**WHAT YOU ARE ASKED TO DO**. Identify and pull out each line of the entries in which "React" occurs.

********

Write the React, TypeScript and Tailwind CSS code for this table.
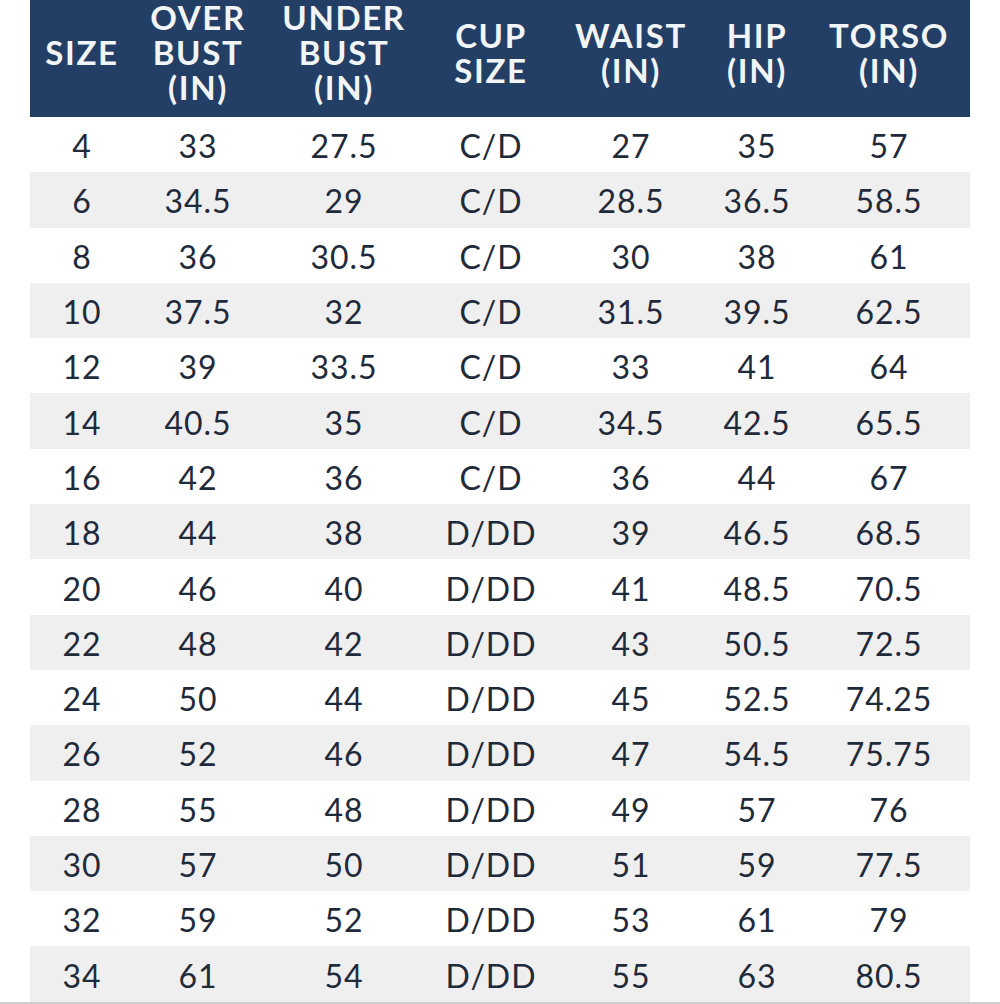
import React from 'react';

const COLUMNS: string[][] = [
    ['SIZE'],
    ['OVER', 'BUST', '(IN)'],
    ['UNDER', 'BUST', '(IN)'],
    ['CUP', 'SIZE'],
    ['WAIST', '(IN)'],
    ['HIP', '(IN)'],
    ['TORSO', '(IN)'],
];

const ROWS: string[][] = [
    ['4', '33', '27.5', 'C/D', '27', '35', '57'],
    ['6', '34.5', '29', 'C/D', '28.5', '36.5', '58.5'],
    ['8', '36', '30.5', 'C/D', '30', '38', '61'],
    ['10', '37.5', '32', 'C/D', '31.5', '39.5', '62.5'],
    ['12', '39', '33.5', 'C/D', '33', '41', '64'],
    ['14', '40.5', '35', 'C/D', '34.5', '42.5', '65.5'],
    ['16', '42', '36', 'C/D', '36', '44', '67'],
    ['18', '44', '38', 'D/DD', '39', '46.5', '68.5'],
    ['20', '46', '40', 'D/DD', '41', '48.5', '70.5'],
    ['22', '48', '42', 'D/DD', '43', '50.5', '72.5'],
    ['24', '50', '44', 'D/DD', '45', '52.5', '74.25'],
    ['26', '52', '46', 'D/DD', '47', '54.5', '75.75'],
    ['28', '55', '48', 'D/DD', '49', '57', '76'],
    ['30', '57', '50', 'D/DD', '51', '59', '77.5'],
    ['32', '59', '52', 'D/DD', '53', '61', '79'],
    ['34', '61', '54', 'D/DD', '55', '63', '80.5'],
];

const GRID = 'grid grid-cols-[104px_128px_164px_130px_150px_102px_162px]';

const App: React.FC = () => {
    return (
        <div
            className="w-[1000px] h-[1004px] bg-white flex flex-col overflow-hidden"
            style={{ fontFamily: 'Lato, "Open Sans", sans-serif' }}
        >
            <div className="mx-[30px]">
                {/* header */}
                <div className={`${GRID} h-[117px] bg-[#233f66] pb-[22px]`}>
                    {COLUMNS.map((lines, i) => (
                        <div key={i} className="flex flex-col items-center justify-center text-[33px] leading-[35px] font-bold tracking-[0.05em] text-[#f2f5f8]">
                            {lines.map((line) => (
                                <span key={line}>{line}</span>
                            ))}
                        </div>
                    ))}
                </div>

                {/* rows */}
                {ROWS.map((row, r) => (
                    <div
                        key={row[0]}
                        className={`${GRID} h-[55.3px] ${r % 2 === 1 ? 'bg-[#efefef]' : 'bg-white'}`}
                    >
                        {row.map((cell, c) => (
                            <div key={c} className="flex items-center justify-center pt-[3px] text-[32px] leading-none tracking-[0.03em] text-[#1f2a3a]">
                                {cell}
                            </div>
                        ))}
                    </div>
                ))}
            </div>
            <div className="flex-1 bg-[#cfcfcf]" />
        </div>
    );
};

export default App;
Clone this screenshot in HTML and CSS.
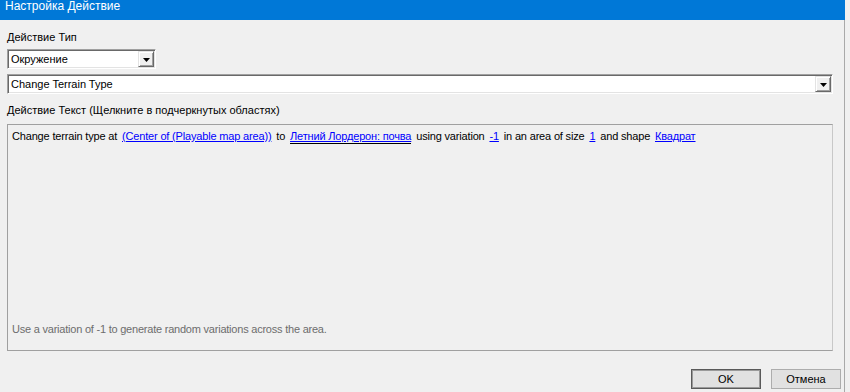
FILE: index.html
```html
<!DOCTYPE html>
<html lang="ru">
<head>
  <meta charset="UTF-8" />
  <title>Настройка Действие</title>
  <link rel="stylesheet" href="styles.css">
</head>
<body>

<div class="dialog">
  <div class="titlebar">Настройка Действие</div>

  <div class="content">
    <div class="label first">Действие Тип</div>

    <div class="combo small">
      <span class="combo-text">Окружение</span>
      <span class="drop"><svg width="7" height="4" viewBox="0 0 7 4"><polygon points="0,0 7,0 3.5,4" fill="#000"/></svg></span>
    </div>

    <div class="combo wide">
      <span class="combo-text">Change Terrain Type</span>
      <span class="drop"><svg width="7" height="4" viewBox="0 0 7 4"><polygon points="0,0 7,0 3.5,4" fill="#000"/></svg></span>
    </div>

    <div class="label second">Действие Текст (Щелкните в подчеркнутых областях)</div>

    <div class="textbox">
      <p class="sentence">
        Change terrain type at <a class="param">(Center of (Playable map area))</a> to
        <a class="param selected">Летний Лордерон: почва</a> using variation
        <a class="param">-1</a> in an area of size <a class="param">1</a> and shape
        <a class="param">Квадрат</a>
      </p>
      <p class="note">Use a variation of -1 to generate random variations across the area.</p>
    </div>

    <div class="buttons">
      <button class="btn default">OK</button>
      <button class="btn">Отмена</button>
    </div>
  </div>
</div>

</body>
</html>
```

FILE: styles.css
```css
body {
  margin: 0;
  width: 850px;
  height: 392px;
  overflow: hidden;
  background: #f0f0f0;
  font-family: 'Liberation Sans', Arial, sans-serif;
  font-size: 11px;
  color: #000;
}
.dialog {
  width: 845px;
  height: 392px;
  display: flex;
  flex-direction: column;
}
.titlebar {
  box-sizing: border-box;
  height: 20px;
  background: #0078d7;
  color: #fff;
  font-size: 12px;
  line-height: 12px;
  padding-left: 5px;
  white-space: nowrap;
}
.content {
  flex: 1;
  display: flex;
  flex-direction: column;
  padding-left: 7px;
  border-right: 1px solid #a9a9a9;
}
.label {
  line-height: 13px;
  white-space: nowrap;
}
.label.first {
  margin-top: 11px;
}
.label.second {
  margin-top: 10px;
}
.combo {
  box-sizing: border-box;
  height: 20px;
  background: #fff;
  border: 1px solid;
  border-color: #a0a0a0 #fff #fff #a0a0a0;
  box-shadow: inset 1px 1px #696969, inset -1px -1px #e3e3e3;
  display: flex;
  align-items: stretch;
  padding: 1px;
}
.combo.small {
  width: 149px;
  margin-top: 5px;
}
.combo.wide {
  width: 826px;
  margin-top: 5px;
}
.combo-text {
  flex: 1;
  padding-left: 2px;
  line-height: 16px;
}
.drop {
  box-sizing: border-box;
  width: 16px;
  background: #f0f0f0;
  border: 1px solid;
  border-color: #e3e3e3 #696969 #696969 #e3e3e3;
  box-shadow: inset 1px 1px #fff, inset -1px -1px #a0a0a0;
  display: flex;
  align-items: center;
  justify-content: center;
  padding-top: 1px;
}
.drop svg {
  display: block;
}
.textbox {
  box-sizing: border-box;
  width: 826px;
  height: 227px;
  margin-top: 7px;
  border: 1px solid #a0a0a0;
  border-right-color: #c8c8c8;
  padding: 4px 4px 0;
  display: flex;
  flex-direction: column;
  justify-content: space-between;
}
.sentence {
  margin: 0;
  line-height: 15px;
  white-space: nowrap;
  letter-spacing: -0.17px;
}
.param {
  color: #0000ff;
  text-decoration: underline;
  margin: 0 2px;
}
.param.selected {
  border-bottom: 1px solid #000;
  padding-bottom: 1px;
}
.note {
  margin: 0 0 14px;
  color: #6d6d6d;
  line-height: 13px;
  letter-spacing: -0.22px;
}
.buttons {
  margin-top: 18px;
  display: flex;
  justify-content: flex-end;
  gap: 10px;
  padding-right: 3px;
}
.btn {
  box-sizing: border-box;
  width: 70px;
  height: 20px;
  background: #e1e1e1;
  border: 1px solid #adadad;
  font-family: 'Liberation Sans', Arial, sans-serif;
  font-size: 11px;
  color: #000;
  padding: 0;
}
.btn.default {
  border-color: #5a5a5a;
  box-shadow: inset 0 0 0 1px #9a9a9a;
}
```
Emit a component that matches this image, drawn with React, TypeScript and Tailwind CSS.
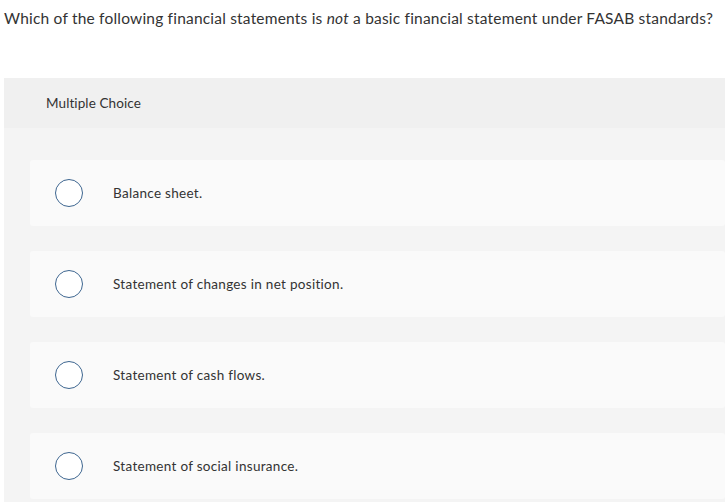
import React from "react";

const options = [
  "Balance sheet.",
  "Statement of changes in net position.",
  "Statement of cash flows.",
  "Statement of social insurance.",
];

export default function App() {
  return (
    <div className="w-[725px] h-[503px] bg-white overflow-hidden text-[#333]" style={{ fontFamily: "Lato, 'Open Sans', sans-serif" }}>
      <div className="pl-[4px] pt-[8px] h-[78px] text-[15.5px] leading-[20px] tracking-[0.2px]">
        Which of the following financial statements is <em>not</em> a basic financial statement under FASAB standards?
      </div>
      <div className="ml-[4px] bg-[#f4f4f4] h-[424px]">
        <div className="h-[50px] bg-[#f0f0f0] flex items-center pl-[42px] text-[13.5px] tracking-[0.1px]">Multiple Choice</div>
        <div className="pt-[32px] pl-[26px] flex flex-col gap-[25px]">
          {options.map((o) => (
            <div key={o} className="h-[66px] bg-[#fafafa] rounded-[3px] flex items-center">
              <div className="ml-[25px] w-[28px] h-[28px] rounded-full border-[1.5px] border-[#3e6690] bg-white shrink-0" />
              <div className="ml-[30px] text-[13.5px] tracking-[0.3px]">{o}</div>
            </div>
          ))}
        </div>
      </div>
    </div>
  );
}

********

**TASK ANSWER**.
Write the React, TypeScript and Tailwind CSS code for this table.
import React from 'react';
const App: React.FC = () => {
Emit a component that matches this image, drawn with React, TypeScript and Tailwind CSS.
import React from "react";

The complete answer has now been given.